-- Begin Provided entries --

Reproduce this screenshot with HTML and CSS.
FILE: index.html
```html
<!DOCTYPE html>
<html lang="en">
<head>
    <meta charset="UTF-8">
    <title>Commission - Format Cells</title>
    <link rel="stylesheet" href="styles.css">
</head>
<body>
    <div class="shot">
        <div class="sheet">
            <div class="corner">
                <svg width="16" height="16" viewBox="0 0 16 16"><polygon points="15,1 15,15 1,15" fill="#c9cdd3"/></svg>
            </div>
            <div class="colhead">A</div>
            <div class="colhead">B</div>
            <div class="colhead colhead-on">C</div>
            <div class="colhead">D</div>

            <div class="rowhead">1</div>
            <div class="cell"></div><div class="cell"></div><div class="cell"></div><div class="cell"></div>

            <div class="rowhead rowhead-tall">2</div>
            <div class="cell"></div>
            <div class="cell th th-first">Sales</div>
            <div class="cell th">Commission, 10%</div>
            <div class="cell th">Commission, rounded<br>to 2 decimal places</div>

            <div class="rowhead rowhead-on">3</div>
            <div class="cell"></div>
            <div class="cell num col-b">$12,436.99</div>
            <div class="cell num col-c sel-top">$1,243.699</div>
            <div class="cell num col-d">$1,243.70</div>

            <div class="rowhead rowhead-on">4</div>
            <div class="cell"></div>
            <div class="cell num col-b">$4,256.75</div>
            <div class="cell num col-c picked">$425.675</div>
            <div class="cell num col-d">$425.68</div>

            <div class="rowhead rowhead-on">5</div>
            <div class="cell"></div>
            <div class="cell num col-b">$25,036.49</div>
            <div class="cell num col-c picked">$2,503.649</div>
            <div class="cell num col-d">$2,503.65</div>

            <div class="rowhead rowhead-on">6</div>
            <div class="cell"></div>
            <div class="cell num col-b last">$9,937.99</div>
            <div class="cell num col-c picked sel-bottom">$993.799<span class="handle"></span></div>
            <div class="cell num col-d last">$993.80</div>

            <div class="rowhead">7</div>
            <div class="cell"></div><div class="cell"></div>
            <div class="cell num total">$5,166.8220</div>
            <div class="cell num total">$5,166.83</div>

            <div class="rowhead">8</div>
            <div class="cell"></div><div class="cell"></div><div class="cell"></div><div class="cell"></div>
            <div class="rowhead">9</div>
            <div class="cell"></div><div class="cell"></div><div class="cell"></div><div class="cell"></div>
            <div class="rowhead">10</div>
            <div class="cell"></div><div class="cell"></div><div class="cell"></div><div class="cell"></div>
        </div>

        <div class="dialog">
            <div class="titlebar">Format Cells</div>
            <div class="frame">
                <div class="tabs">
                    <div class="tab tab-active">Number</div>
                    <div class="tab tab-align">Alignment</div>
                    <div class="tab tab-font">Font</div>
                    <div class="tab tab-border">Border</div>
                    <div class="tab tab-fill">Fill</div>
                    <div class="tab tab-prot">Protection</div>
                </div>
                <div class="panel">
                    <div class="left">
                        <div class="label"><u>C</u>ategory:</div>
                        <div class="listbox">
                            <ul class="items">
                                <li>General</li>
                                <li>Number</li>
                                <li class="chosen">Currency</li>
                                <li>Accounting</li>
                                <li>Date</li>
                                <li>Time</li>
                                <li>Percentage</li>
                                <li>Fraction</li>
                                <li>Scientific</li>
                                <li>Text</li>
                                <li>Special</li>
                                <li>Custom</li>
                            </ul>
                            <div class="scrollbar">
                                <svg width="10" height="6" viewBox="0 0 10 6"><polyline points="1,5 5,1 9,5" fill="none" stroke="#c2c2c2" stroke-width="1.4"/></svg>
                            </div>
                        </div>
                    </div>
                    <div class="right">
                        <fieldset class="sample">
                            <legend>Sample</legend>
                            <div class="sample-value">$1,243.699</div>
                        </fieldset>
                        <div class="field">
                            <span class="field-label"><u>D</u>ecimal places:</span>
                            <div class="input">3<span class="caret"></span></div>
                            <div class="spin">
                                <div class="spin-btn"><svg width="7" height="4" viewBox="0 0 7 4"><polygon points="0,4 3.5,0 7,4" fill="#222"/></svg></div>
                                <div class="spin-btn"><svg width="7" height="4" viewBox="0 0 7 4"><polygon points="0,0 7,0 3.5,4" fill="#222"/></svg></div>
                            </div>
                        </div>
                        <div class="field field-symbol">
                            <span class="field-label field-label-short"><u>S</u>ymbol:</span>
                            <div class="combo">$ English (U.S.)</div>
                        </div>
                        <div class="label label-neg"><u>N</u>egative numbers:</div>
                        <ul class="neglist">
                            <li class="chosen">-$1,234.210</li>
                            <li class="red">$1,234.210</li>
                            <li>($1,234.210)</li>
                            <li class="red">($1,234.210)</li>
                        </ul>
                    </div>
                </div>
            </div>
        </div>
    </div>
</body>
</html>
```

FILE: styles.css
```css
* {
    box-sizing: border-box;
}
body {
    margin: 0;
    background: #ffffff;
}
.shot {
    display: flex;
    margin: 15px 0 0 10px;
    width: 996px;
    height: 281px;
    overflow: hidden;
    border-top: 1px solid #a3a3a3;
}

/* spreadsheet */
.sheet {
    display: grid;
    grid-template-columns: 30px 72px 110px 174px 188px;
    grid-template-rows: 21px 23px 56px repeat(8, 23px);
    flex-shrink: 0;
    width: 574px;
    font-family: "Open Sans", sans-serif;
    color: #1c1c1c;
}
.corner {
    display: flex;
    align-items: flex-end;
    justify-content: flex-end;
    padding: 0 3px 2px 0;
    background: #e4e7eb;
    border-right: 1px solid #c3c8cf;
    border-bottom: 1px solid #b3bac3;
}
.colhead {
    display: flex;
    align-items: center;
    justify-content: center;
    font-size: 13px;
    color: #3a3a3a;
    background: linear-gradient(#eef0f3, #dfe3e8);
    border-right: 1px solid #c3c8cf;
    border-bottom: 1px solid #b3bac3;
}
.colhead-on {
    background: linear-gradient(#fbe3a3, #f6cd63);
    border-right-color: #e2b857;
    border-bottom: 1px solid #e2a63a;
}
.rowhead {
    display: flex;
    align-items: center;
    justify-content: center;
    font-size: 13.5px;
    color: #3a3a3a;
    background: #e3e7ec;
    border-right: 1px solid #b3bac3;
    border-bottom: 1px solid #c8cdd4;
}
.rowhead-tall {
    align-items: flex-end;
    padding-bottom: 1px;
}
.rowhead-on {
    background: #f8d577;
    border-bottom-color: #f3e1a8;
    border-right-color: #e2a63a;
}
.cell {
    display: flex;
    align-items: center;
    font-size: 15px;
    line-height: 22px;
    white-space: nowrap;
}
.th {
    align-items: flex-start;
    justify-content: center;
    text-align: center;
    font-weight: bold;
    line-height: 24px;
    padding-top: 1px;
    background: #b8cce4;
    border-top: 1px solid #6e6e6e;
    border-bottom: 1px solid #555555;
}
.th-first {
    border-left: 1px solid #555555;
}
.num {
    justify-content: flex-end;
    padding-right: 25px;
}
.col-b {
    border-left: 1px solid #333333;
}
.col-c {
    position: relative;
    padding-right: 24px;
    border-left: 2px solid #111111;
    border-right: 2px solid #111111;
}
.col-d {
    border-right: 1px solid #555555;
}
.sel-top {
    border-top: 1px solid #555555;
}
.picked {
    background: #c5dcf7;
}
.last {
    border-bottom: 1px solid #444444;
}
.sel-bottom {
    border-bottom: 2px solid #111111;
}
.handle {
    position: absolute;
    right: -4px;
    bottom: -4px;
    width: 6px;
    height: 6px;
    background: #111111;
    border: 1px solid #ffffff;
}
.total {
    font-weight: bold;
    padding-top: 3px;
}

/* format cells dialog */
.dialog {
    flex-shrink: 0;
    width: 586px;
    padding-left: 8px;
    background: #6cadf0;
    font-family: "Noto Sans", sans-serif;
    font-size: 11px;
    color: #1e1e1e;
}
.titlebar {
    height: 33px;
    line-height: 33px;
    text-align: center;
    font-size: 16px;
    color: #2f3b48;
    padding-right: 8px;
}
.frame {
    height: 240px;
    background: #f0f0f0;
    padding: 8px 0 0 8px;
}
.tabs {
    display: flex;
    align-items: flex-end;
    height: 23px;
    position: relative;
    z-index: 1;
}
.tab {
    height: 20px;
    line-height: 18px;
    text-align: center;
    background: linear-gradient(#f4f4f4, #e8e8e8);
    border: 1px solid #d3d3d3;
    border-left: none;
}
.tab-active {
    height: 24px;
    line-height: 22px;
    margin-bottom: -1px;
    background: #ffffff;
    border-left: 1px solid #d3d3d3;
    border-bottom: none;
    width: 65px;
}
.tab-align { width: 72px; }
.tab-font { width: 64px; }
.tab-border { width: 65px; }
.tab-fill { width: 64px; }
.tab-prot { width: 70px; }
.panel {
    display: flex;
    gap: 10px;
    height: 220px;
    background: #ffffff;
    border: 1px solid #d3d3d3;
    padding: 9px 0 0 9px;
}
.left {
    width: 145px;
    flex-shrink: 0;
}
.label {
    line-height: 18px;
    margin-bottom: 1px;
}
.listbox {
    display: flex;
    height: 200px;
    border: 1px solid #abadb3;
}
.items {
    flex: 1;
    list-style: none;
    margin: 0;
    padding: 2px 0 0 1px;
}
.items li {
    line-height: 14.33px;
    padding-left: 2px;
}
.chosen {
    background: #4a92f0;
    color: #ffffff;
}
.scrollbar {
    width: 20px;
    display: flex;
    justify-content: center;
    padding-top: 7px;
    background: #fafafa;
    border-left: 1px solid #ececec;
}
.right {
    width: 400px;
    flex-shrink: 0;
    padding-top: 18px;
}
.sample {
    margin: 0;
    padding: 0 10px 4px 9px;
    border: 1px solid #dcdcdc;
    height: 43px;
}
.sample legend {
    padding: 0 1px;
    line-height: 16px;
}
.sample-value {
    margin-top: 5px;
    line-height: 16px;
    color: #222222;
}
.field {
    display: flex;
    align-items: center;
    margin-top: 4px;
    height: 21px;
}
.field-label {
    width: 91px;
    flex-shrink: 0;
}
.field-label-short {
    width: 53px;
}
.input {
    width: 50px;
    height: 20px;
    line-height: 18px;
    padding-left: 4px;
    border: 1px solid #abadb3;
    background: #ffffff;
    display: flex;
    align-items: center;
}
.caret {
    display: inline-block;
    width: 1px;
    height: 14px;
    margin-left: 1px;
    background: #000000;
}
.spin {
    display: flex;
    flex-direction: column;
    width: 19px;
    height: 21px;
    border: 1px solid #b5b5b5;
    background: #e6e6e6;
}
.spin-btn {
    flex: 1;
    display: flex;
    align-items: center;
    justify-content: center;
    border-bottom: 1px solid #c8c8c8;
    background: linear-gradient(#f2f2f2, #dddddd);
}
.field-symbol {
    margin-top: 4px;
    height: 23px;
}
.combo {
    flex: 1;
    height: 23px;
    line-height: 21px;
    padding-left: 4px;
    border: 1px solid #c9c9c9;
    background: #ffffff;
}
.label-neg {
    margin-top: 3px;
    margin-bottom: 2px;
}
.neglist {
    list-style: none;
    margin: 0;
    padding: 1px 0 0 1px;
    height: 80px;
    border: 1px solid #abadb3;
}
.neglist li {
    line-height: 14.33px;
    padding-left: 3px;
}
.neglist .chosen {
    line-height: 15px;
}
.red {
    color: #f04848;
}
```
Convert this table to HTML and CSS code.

-- End Provided entries --

* **Exercise details**
Copy out each line that contains the word "this".

* **Written solution**
Reproduce this screenshot with HTML and CSS.
Convert this table to HTML and CSS code.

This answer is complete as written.